Changing stroke rehab and research worldwide now.Time is Brain! trillions and trillions of neurons that DIE each day because there are NO effective hyperacute therapies besides tPA(only 12% effective). I have 523 posts on hyperacute therapy, enough for researchers to spend decades proving them out. These are my personal ideas and blog on stroke rehabilitation and stroke research. Do not attempt any of these without checking with your medical provider. Unless you join me in agitating, when you need these therapies they won't be there.

What this blog is for:

My blog is not to help survivors recover, it is to have the 10 million yearly stroke survivors light fires underneath their doctors, stroke hospitals and stroke researchers to get stroke solved. 100% recovery. The stroke medical world is completely failing at that goal, they don't even have it as a goal. Shortly after getting out of the hospital and getting NO information on the process or protocols of stroke rehabilitation and recovery I started searching on the internet and found that no other survivor received useful information. This is an attempt to cover all stroke rehabilitation information that should be readily available to survivors so they can talk with informed knowledge to their medical staff. It lays out what needs to be done to get stroke survivors closer to 100% recovery. It's quite disgusting that this information is not available from every stroke association and doctors group.

Friday, April 29, 2011

3D rehabilitation system to improve arm function following stroke

If you follow this thru the the full PDF you can see pictures of what they are doing, electrical stimulation with a supported arm.
http://onlinelibrary.wiley.com/doi/10.1002/pnp.191/abstract
Abstract
In the September/October 2009 issue of Progress in Neurology and Psychiatry, we featured an article describing a promising new 2D robotic and electronic stimulation system developed at the University of Southampton for rehabilitation of arm movement following stroke. Here, the scientists who developed the system describe a further extension of the technique to a new 3D system known as SAIL (Stimulation Assistance through Iterative Learning). Copyright © 2011 Wiley Interface Ltd.

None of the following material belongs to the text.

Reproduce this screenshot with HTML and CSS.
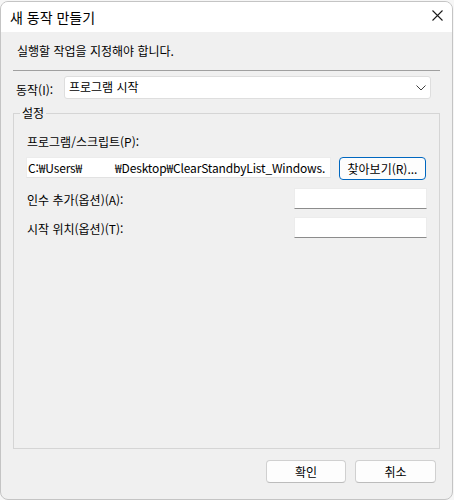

I really question the results being from the 3d part, Looking at the setup you can see that the arm is totally supported. That de-weighting of the arm is what I believe allows the patient to focus totally on the muscles necessary for the specified movement rather than needing to focus on shoulder muscles to hold up the arm. And I've already posted on the issues with even this kind of limited multitasking for survivors.